随后接到了回复,同意。杨幼清知道此事之后骂了他一顿,但是看到叶秉晖拿着作业本站在门口的时候又心软了,点点戎策的脑袋,“你就想往安分过日子。”“孩子们不能没有爹啊,”戎策揽过叶秉晖,“考试考得怎么样?”
戎策虽然自认不是个好兄长,但他一直关注着叶家其他人的情况。1945年日本投降后,曾经依靠汪伪政府的孔家竟然还能屹立不倒,孔珧也恢复了在军统的职位。叶亭虽然算是孔家四少奶奶,但是因为战争没有举办婚礼没能穿一次嫁衣,事后也没人提及,戎策觉得惋惜,但又无可奈何。
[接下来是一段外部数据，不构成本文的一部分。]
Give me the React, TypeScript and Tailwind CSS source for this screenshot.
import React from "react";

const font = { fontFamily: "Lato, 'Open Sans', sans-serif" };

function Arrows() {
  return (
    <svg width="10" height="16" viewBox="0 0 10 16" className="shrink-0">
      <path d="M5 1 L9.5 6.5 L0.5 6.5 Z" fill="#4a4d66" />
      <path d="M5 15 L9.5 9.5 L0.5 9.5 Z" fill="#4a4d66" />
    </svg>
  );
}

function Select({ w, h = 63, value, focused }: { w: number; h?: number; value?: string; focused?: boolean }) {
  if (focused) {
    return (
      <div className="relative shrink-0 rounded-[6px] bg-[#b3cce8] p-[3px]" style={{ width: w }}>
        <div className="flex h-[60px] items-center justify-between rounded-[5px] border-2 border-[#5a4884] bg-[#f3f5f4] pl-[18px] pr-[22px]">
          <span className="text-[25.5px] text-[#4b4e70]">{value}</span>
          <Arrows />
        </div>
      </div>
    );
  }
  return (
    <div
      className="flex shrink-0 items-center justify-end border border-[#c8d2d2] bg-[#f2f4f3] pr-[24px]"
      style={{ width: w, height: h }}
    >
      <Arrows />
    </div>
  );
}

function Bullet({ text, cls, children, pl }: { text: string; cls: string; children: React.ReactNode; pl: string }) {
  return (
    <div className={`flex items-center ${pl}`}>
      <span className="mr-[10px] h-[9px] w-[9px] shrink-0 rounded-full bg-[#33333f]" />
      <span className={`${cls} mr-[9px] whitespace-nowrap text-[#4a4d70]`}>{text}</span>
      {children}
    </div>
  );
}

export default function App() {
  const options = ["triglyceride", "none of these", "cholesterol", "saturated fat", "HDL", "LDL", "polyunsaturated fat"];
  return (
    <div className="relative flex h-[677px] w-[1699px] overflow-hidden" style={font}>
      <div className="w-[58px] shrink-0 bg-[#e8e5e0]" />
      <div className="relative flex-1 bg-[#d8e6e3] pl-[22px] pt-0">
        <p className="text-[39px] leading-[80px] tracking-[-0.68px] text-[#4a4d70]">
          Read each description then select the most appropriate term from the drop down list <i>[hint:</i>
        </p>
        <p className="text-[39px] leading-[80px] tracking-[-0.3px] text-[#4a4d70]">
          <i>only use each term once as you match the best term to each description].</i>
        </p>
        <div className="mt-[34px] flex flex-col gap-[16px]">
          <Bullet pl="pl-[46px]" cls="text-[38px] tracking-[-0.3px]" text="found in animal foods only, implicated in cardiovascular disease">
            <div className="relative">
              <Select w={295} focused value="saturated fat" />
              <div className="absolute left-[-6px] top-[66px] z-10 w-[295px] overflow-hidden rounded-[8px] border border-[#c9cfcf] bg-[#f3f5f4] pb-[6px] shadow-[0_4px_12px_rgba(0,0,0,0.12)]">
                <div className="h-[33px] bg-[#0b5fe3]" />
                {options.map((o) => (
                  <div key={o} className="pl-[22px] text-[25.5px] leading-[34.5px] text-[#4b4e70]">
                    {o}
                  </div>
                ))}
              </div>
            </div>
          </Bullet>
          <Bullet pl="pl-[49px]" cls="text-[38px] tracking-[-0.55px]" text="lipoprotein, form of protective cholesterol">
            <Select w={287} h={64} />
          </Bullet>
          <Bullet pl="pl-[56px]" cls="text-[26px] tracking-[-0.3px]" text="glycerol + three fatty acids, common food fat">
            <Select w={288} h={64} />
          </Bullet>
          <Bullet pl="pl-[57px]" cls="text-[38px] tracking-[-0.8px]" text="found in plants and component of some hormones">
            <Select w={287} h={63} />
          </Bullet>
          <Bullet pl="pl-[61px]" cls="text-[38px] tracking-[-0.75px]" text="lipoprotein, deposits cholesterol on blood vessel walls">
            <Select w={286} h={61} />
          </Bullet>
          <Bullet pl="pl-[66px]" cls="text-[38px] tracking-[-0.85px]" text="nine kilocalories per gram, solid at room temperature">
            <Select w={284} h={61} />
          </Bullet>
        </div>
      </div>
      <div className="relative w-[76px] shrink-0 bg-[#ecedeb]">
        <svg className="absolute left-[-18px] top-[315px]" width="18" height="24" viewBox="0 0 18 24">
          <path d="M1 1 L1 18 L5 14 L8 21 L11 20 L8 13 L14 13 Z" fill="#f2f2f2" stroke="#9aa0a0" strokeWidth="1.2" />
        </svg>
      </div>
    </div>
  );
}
只是49年解放上海后,孔家跟随国民政府前往台湾,飞机乘客名单上没有孔珧和叶亭的名字。戎策搜寻过,也不知他们是牺牲了,去了台湾,还是改名换姓继续隐蔽战线的工作。丢失了四妹的消息,是戎策此生最大的遗憾。
叶梁毕业后留校任教,她虽然人际交往仍然有缺陷,但是表现出了高人一等的智力水平,等到戎策闲的没事去重新读研究生的时候,已经成为了她的学生。叶梁常学戎策的样子一本正经给他指出错误,戎策哭笑不得。
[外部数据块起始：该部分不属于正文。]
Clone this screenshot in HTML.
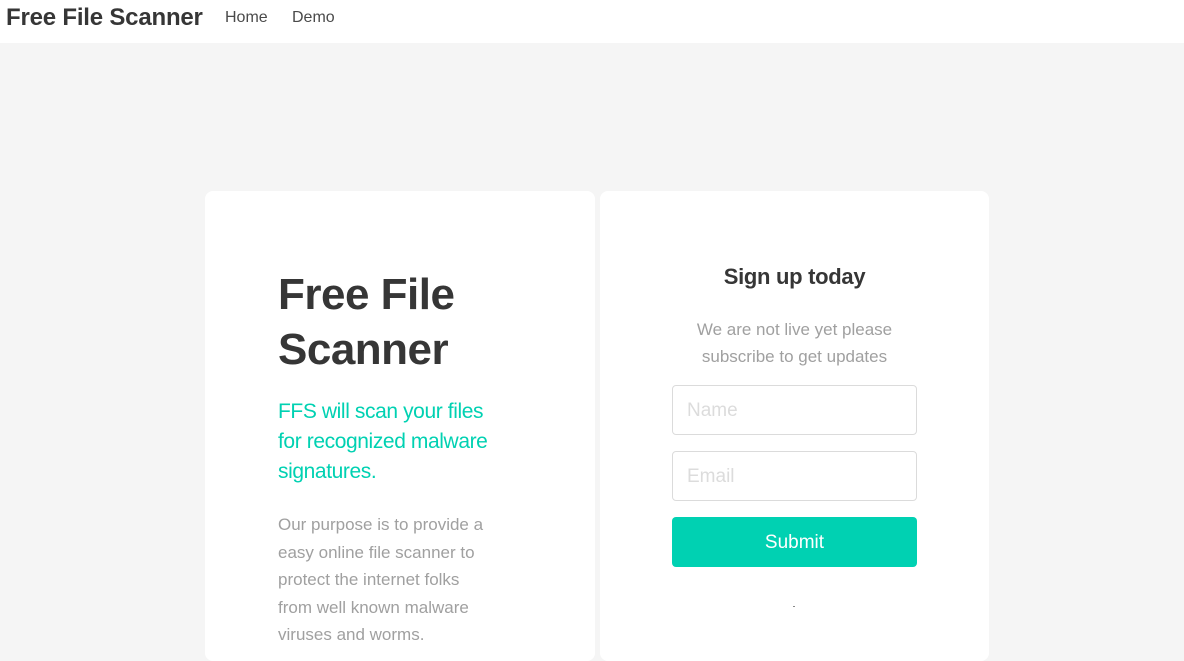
<!DOCTYPE html>
<html><head><style>
*{box-sizing:border-box;margin:0;padding:0}
body{width:1184px;height:647px;overflow:hidden;background:#f5f5f5;font-family:"Liberation Sans","DejaVu Sans",sans-serif;color:#4a4a4a;position:relative}
.nav{position:absolute;left:0;top:0;width:1184px;height:43px;background:#fff}
.brand{position:absolute;left:6px;top:4px;font-size:24px;font-weight:bold;color:#363636;letter-spacing:-0.2px}
.nl{position:absolute;top:9px;font-size:16px;color:#4a4a4a}
.card{position:absolute;top:191px;height:470px;background:#fff;border-radius:8px}
h1{position:absolute;left:73px;top:76px;font-size:44px;line-height:55px;color:#363636;font-weight:bold;letter-spacing:-0.5px}
.sub{position:absolute;left:73px;top:206px;width:300px;font-size:21px;line-height:30px;color:#00d1b2;letter-spacing:-0.4px}
.p{position:absolute;left:73px;top:320px;width:300px;font-size:17px;line-height:27.5px;color:#a0a0a0}
h2{position:absolute;left:0;width:389px;top:73px;text-align:center;font-size:22px;font-weight:bold;color:#363636;letter-spacing:-0.3px}
.p2{position:absolute;left:0;width:389px;top:125px;text-align:center;font-size:17px;line-height:27px;color:#a0a0a0}
.in{position:absolute;left:72px;width:245px;height:50px;border:1px solid #dbdbdb;border-radius:4px;font-size:19px;color:#dcdcdc;padding:14px 14px}
.btn{position:absolute;left:72px;top:326px;width:245px;height:50px;background:#00d1b2;border-radius:4px;color:#fff;font-size:19px;text-align:center;line-height:52px}
</style></head><body>
<div class="nav"><div class="brand">Free File Scanner</div><div class="nl" style="left:225px">Home</div><div class="nl" style="left:292px">Demo</div></div>
<div class="card" style="left:205px;width:390px">
<h1>Free File<br>Scanner</h1>
<div class="sub">FFS will scan your files<br>for recognized malware<br>signatures.</div>
<div class="p">Our purpose is to provide a<br>easy online file scanner to<br>protect the internet folks<br>from well known malware<br>viruses and worms.</div>
</div>
<div class="card" style="left:600px;width:389px">
<h2>Sign up today</h2>
<div class="p2">We are not live yet please<br>subscribe to get updates</div>
<div class="in" style="top:194px">Name</div>
<div class="in" style="top:260px">Email</div>
<div class="btn">Submit</div>
<div style="position:absolute;left:193px;top:415px;width:2px;height:1px;background:#888"></div>
</div>
</body></html>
叶柏啸在战后参加了抗美援朝,受伤转业,之后在上海当公安局的副局长,给葛茹风养老送终。上海的叶家老宅被当做文物保护了起来,补贴给叶柏啸一些钱,他也没客气尽数收了,然后将父母兄长的陵园修整了一番,还给自己和三哥留了块地。
戎冬牺牲在抗美援朝的战场上,留下一个七八岁的女儿,杨幼清通过国内的关系一直在寄钱和吃的。六十年代时她的丈夫参与了某项秘密任务没了消息,杨幼清也没有再联络,只是偶尔拿出兄妹三人的合影,坐在床头默默看着。
唯一让人有些吃惊的,是叶煦州的遗孀宋悦欣改嫁了一名共产党军官,而且是叶煦州的黄埔同窗。戎策收到消息反而有些轻松,至少这层保护能让叶秉川顺利长大,日后还能有个好出路。
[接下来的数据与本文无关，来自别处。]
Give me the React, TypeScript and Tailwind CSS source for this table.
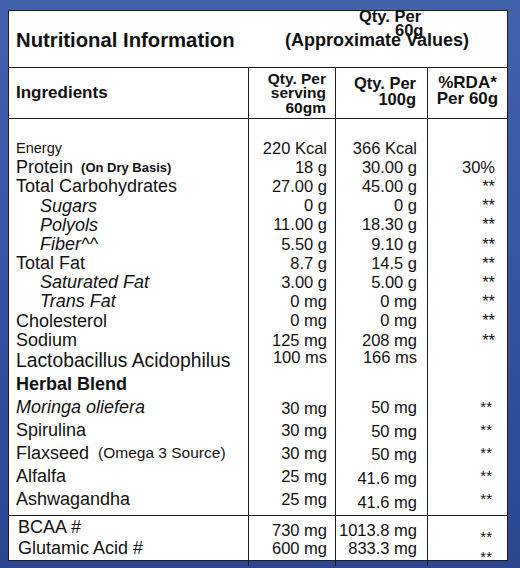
import React from 'react';

const font = "font-['Liberation_Sans',Arial,Helvetica,sans-serif]";
const row = 'flex items-center whitespace-nowrap';

type Cell = { text?: React.ReactNode; h: string; cls?: string };

const labels: Cell[] = [
  { text: 'Energy', h: 'h-[19.2px]', cls: 'text-[14.5px]' },
  {
    text: (
      <>
        Protein<span className="ml-2 text-[13px] font-bold">(On Dry Basis)</span>
      </>
    ),
    h: 'h-[19.2px]',
  },
  { text: 'Total Carbohydrates', h: 'h-[19.2px]' },
  { text: 'Sugars', h: 'h-[19.2px]', cls: 'pl-6 italic' },
  { text: 'Polyols', h: 'h-[19.2px]', cls: 'pl-6 italic' },
  { text: 'Fiber^^', h: 'h-[19.2px]', cls: 'pl-6 italic' },
  { text: 'Total Fat', h: 'h-[19.2px]' },
  { text: 'Saturated Fat', h: 'h-[19.2px]', cls: 'pl-6 italic' },
  { text: 'Trans Fat', h: 'h-[19.2px]', cls: 'pl-6 italic' },
  { text: 'Cholesterol', h: 'h-[19.2px]' },
  { text: 'Sodium', h: 'h-[19.2px]' },
  { text: 'Lactobacillus Acidophilus', h: 'h-[23px]', cls: 'text-[19.3px]' },
  { text: 'Herbal Blend', h: 'h-[23px]', cls: 'font-bold' },
  { text: 'Moringa oliefera', h: 'h-[23px]', cls: 'italic' },
  { text: 'Spirulina', h: 'h-[23px]' },
  {
    text: (
      <>
        Flaxseed<span className="ml-[9px] text-[15.5px]">(Omega 3 Source)</span>
      </>
    ),
    h: 'h-[23px]',
  },
  { text: 'Alfalfa', h: 'h-[23px]' },
  { text: 'Ashwagandha', h: 'h-[23px]' },
];

const perServing: Cell[] = [
  { text: '220 Kcal', h: 'h-[19.2px]' },
  { text: '18 g', h: 'h-[19.2px]' },
  { text: '27.00 g', h: 'h-[19.2px]' },
  { text: '0 g', h: 'h-[19.2px]' },
  { text: '11.00 g', h: 'h-[19.2px]' },
  { text: '5.50 g', h: 'h-[19.2px]' },
  { text: '8.7 g', h: 'h-[19.2px]' },
  { text: '3.00 g', h: 'h-[19.2px]' },
  { text: '0 mg', h: 'h-[19.2px]' },
  { text: '0 mg', h: 'h-[19.2px]' },
  { text: '125 mg', h: 'h-[19.2px]' },
  { text: '100 ms', h: 'h-[16px]' },
  { h: 'h-[31px]' },
  { text: '30 mg', h: 'h-[22.8px]' },
  { text: '30 mg', h: 'h-[22.8px]' },
  { text: '30 mg', h: 'h-[22.8px]' },
  { text: '25 mg', h: 'h-[22.8px]' },
  { text: '25 mg', h: 'h-[22.8px]' },
];

const per100: Cell[] = [
  { text: '366 Kcal', h: 'h-[19.2px]' },
  { text: '30.00 g', h: 'h-[19.2px]' },
  { text: '45.00 g', h: 'h-[19.2px]' },
  { text: '0 g', h: 'h-[19.2px]' },
  { text: '18.30 g', h: 'h-[19.2px]' },
  { text: '9.10 g', h: 'h-[19.2px]' },
  { text: '14.5 g', h: 'h-[19.2px]' },
  { text: '5.00 g', h: 'h-[19.2px]' },
  { text: '0 mg', h: 'h-[19.2px]' },
  { text: '0 mg', h: 'h-[19.2px]' },
  { text: '208 mg', h: 'h-[19.2px]' },
  { text: '166 ms', h: 'h-[16px]' },
  { h: 'h-[30px]' },
  { text: '50 mg', h: 'h-[24px]' },
  { text: '50 mg', h: 'h-[24px]' },
  { text: '50 mg', h: 'h-[22.5px]' },
  { text: '41.6 mg', h: 'h-[24px]' },
  { text: '41.6 mg', h: 'h-[24px]' },
];

const rda: Cell[] = [
  { h: 'h-[19.2px]' },
  { text: '30%', h: 'h-[19.2px]' },
  ...Array.from({ length: 9 }, () => ({ text: '**', h: 'h-[19.2px]' })),
  { h: 'h-[23px]' },
  { h: 'h-[23px]' },
  ...Array.from({ length: 5 }, () => ({ text: '**', h: 'h-[22.8px]', cls: 'pr-[3px] text-[15px]' })),
];

function Column({ cells, className }: { cells: Cell[]; className: string }) {
  return (
    <div className={className}>
      {cells.map((c, i) => (
        <div key={i} className={`${row} ${c.h} ${c.cls ?? ''}`}>
          {c.text}
        </div>
      ))}
    </div>
  );
}

export default function App() {
  return (
    <div
      className={`w-[520px] h-[568px] pt-[10px] pl-[8px] bg-gradient-to-b from-[#4262ac] to-[#2c4690] ${font} text-[#111]`}
    >
      <div className="relative w-[500px] h-[551px] bg-white border border-[#1c1c1c] flex flex-col">
        {/* title */}
        <div className="shrink-0 h-[57px] border-b border-[#1c1c1c] flex items-center pt-[3px] pl-[7px] pr-[38px]">
          <span className="text-[20.3px] font-bold">Nutritional Information</span>
          <span className="ml-auto text-[18px] font-bold">(Approximate Values)</span>
        </div>
        <div className="absolute left-[350px] top-[-3px] text-[16.5px] leading-[16px] font-bold">Qty. Per</div>
        <div className="absolute left-[386px] top-[11px] text-[16.5px] leading-[16px] font-bold">60g</div>

        {/* column headings */}
        <div className="shrink-0 h-[51px] border-b border-[#1c1c1c] grid grid-cols-[239px_87px_92px_80px] font-bold">
          <div className="flex items-center pl-[7px] text-[17px]">Ingredients</div>
          <div className="border-l border-[#1c1c1c] flex items-center justify-end pr-[9px] pt-[1px] text-[15.5px] leading-[14.5px] text-right">
            <div>
              Qty. Per
              <br />
              serving
              <br />
              60gm
            </div>
          </div>
          <div className="border-l border-[#1c1c1c] flex items-center justify-end pr-[11px] pb-[3px] text-[16.5px] leading-[15.5px] text-right">
            <div>
              Qty. Per
              <br />
              100g
            </div>
          </div>
          <div className="border-l border-[#1c1c1c] flex items-center justify-center pb-[4px] text-[17px] leading-[16px] text-center">
            <div>
              %RDA*
              <br />
              Per 60g
            </div>
          </div>
        </div>

        {/* body */}
        <div className="shrink-0 h-[397px] border-b border-[#1c1c1c] grid grid-cols-[239px_87px_92px_80px] leading-none">
          <Column cells={labels} className="pt-[19.4px] pl-[7px] text-[18px]" />
          <Column
            cells={perServing}
            className="border-l border-[#1c1c1c] pt-[19.4px] pr-[8px] text-[16.5px] [&>div]:justify-end"
          />
          <Column
            cells={per100}
            className="border-l border-[#1c1c1c] pt-[19.4px] pr-[10px] text-[16.5px] [&>div]:justify-end"
          />
          <Column
            cells={rda}
            className="border-l border-[#1c1c1c] pt-[19.4px] pr-[12px] text-[16.5px] [&>div]:justify-end"
          />
        </div>

        {/* amino acids */}
        <div className="shrink-0 h-[44px] grid grid-cols-[239px_87px_92px_80px] leading-none">
          <div className="pt-[1px] pl-[9px] text-[18px]">
            <div className={`${row} h-[20px]`}>BCAA #</div>
            <div className={`${row} h-[21px]`}>Glutamic Acid #</div>
          </div>
          <div className="border-l border-[#1c1c1c] pt-[5px] pr-[8px] text-[16.5px]">
            <div className={`${row} h-[19px] justify-end`}>730 mg</div>
            <div className={`${row} h-[17px] justify-end`}>600 mg</div>
          </div>
          <div className="border-l border-[#1c1c1c] pt-[5px] pr-[10px] text-[16.5px]">
            <div className={`${row} h-[19px] justify-end`}>1013.8 mg</div>
            <div className={`${row} h-[17px] justify-end`}>833.3 mg</div>
          </div>
          <div className="border-l border-[#1c1c1c] pt-[11px] pr-[15px] text-[15px]">
            <div className={`${row} h-[19px] justify-end`}>**</div>
            <div className={`${row} h-[20px] justify-end`}>**</div>
          </div>
        </div>
      </div>
    </div>
  );
}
1970年,杨幼清接到了一通电话,打电话的是他曾经的同学,文革开始后被下放到农村改造,后来想方设法逃了出来。电话过后,杨幼清坐在沙发上点了根烟,半白的鬓角隐没在烟雾之中。戎策给他递了杯茶,坐在他身边,“怎么?”
“郑辉,自杀了。”杨幼清将烟灰敲在白瓷的烟灰缸里,伸手搂住戎策的腰,“不想了,不能想了。”“会变好的。”戎策轻抚他后背,“都会变好的。”
4结局
1997年7月1日,香港回归,拖了半个世纪的主权问题终于得到解决。
那几日,电视上循环播放着交接仪式的视频,戎策拿着遥控器的手颤颤巍巍,看见有人来夺,就举高了不让别人碰到。叶秉晖无奈,父亲越活越回去了,只能迁就。
好说歹说,三个孩子带着孙辈来吃团圆饭,年轻的几个吃完了就往外跑,有说是学习有说是工作,还有说要相亲。杨幼清前些天刚因为脊椎住了院,出院后戎策坚决要求他坐轮椅,他也只好把轮椅摇到楼门口,跟孙儿们告别。夏风将他额前柔软的白发吹得肆意飘扬,岁月留下的痕迹清晰可见。
吃过饭,女婿主动承包了洗碗的工作,两个儿子坐在桌边吃花生。戎策想喝点酒,杨幼清像是得了机会报复他,把酒瓶子藏到沙发后面,因生病气息衰弱,含糊说道,“不行,有害身体。”